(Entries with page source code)
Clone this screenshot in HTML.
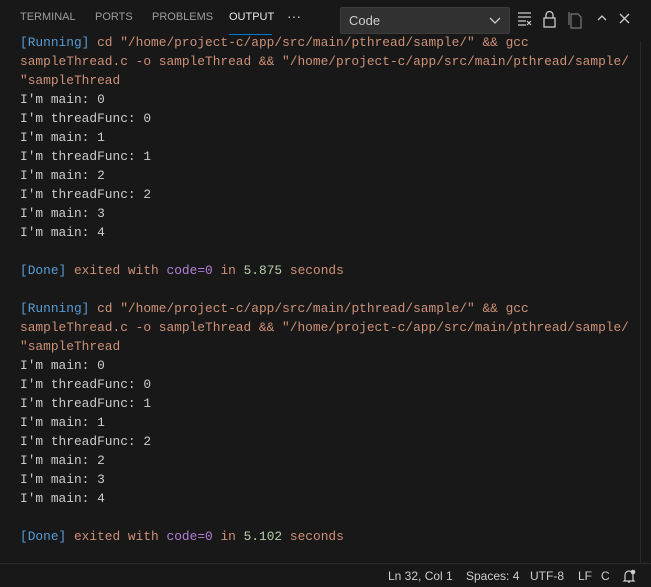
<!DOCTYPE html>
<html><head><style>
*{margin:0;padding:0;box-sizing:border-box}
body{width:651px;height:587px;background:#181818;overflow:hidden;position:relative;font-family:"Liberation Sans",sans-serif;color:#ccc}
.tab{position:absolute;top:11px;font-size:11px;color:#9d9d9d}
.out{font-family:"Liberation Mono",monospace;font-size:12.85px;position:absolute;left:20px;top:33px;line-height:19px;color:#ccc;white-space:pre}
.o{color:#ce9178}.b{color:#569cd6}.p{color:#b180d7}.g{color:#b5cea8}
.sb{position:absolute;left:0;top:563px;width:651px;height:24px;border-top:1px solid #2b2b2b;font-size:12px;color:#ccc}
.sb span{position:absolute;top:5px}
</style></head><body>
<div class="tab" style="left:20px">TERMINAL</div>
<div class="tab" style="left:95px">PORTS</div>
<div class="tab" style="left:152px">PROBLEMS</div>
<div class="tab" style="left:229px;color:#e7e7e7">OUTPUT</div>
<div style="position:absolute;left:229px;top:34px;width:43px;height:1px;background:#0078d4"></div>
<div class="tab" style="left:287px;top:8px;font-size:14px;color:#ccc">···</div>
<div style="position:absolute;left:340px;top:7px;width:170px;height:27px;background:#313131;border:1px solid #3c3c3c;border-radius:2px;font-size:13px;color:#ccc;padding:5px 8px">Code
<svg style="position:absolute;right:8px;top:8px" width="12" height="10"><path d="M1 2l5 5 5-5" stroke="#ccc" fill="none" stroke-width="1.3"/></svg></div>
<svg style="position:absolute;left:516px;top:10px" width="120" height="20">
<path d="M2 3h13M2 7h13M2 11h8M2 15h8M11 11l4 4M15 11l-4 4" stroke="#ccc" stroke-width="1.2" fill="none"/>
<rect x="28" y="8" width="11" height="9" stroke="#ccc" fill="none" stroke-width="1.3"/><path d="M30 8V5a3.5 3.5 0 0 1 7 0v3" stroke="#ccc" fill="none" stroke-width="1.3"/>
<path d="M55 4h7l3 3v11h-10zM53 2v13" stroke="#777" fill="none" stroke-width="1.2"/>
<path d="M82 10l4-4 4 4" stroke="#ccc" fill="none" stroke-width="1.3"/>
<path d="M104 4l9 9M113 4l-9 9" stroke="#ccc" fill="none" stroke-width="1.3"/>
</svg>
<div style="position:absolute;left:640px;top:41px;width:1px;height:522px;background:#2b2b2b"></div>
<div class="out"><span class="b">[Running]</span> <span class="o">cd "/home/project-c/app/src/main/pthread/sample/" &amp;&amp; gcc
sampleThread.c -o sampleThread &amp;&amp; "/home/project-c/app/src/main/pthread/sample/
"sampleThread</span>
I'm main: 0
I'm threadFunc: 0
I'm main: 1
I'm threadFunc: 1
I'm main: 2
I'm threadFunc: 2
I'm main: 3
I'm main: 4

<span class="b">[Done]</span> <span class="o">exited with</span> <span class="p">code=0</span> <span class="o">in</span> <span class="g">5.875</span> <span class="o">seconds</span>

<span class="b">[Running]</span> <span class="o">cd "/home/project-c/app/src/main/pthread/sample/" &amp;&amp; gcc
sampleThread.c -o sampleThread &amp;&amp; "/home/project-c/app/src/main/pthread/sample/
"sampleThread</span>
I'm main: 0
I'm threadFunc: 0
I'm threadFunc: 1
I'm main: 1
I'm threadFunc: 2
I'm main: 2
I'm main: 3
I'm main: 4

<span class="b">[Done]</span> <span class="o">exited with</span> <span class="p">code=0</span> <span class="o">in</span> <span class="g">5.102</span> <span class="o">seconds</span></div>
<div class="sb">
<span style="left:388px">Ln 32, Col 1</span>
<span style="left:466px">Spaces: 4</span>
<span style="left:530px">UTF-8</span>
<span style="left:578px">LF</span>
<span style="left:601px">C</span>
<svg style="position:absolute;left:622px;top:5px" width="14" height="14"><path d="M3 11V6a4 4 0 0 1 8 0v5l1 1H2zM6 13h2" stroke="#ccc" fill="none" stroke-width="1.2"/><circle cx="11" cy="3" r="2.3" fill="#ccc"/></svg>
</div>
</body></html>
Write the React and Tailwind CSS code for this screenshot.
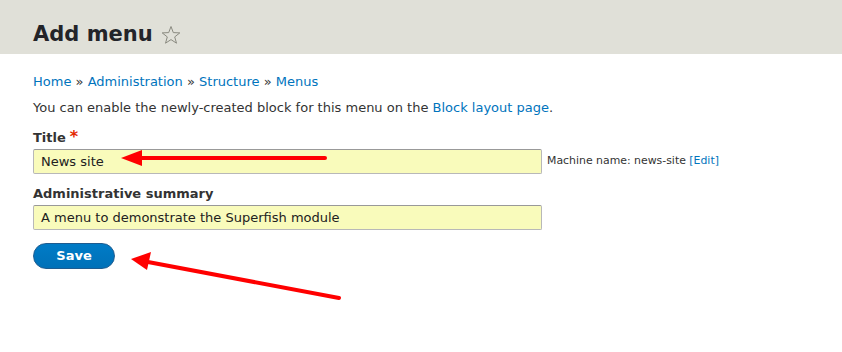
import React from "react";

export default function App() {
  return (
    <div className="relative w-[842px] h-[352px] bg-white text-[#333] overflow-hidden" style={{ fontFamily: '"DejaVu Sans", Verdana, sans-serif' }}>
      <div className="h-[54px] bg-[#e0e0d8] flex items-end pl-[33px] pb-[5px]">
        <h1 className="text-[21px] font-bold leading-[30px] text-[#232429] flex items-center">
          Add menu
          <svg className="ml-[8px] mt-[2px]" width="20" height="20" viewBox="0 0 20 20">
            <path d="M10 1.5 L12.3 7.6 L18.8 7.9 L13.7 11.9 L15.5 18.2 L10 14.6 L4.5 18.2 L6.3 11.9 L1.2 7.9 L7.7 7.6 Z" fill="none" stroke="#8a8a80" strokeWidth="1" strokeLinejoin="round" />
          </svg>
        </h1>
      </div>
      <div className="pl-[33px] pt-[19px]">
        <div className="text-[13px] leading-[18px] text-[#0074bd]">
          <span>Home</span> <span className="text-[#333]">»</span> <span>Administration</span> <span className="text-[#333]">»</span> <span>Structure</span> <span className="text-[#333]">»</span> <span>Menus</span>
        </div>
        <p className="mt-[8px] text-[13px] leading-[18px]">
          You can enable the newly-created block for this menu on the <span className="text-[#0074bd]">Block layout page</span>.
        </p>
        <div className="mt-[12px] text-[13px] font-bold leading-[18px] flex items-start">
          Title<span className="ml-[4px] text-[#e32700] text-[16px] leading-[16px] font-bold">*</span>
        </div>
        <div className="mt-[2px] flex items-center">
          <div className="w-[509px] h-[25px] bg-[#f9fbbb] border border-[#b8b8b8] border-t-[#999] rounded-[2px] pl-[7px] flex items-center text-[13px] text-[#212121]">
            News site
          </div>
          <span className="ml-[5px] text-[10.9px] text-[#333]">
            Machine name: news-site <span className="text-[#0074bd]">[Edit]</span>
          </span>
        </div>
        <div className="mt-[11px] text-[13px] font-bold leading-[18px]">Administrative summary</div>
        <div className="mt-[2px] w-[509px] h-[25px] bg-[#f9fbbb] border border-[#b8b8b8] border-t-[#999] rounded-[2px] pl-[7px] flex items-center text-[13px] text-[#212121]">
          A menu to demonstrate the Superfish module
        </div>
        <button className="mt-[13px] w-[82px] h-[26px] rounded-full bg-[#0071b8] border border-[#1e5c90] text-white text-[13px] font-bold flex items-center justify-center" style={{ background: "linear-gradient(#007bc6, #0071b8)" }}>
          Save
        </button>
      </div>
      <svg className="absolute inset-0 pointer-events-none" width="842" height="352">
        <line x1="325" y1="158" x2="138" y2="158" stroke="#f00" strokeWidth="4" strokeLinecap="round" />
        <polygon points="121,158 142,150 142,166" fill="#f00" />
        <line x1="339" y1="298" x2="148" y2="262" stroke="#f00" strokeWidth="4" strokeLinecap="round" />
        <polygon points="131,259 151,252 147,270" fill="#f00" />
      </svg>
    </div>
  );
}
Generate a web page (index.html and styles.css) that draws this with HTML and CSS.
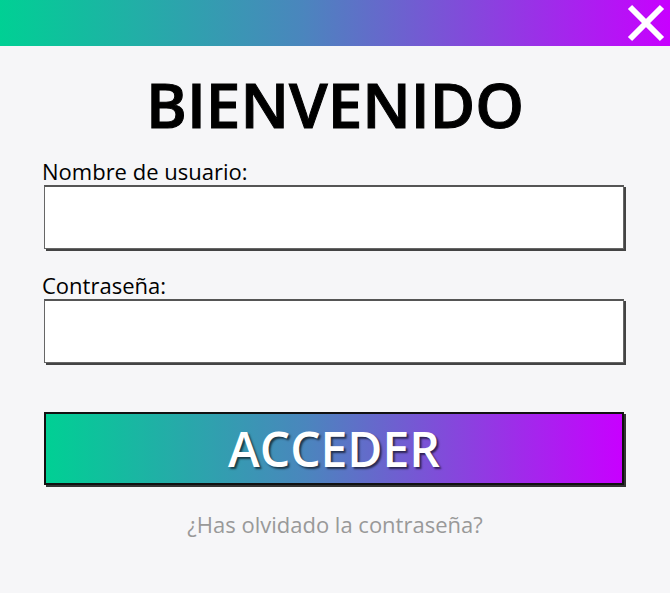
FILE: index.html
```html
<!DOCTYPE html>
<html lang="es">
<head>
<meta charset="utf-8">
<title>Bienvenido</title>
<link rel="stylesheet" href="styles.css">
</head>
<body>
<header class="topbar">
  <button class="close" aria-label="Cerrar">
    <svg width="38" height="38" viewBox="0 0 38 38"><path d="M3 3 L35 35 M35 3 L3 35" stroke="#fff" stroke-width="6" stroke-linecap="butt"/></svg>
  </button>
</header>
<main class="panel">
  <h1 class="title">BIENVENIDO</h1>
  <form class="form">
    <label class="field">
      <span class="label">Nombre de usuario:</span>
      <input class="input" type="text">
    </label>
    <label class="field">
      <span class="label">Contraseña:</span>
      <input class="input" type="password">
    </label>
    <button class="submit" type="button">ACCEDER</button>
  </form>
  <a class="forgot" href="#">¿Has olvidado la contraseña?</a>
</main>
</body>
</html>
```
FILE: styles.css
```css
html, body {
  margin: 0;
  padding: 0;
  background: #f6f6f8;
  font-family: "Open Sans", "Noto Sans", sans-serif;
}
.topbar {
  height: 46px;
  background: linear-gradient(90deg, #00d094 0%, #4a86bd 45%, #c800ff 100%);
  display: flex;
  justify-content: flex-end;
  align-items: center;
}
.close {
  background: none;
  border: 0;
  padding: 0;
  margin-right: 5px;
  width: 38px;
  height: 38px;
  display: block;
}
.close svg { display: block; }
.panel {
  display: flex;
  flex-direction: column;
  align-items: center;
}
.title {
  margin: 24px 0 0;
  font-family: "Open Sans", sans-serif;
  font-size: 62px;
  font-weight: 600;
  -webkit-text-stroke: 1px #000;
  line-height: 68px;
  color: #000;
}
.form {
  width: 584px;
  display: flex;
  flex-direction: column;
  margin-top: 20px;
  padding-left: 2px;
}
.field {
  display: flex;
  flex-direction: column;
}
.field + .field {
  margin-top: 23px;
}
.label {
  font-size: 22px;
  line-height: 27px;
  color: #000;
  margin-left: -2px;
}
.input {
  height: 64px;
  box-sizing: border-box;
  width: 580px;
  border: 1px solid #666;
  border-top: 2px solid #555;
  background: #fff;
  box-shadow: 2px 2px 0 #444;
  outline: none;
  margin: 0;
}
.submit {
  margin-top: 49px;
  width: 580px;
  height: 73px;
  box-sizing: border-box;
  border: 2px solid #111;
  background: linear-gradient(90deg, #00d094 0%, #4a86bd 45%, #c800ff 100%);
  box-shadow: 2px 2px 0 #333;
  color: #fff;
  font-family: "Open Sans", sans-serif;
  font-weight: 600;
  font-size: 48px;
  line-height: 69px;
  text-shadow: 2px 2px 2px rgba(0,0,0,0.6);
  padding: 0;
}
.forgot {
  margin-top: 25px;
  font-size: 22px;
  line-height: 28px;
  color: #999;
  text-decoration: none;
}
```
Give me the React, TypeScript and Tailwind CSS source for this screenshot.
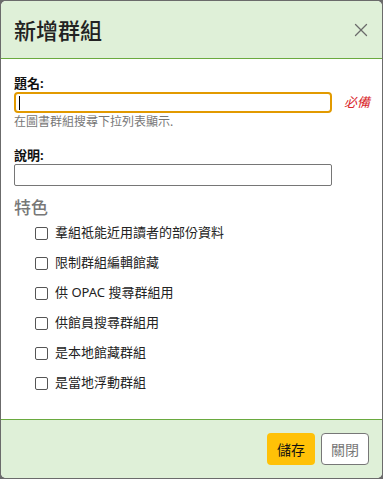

■ **WORK TO BE COMPLETED**
Give again, word for word, only the lines starting at the line with "Write the React" and ending at the line with "import React from", keeping both end lines; pictures stay out.

■ **ANSWER BELOW**
Write the React and Tailwind CSS code for this screenshot.
import React from "react";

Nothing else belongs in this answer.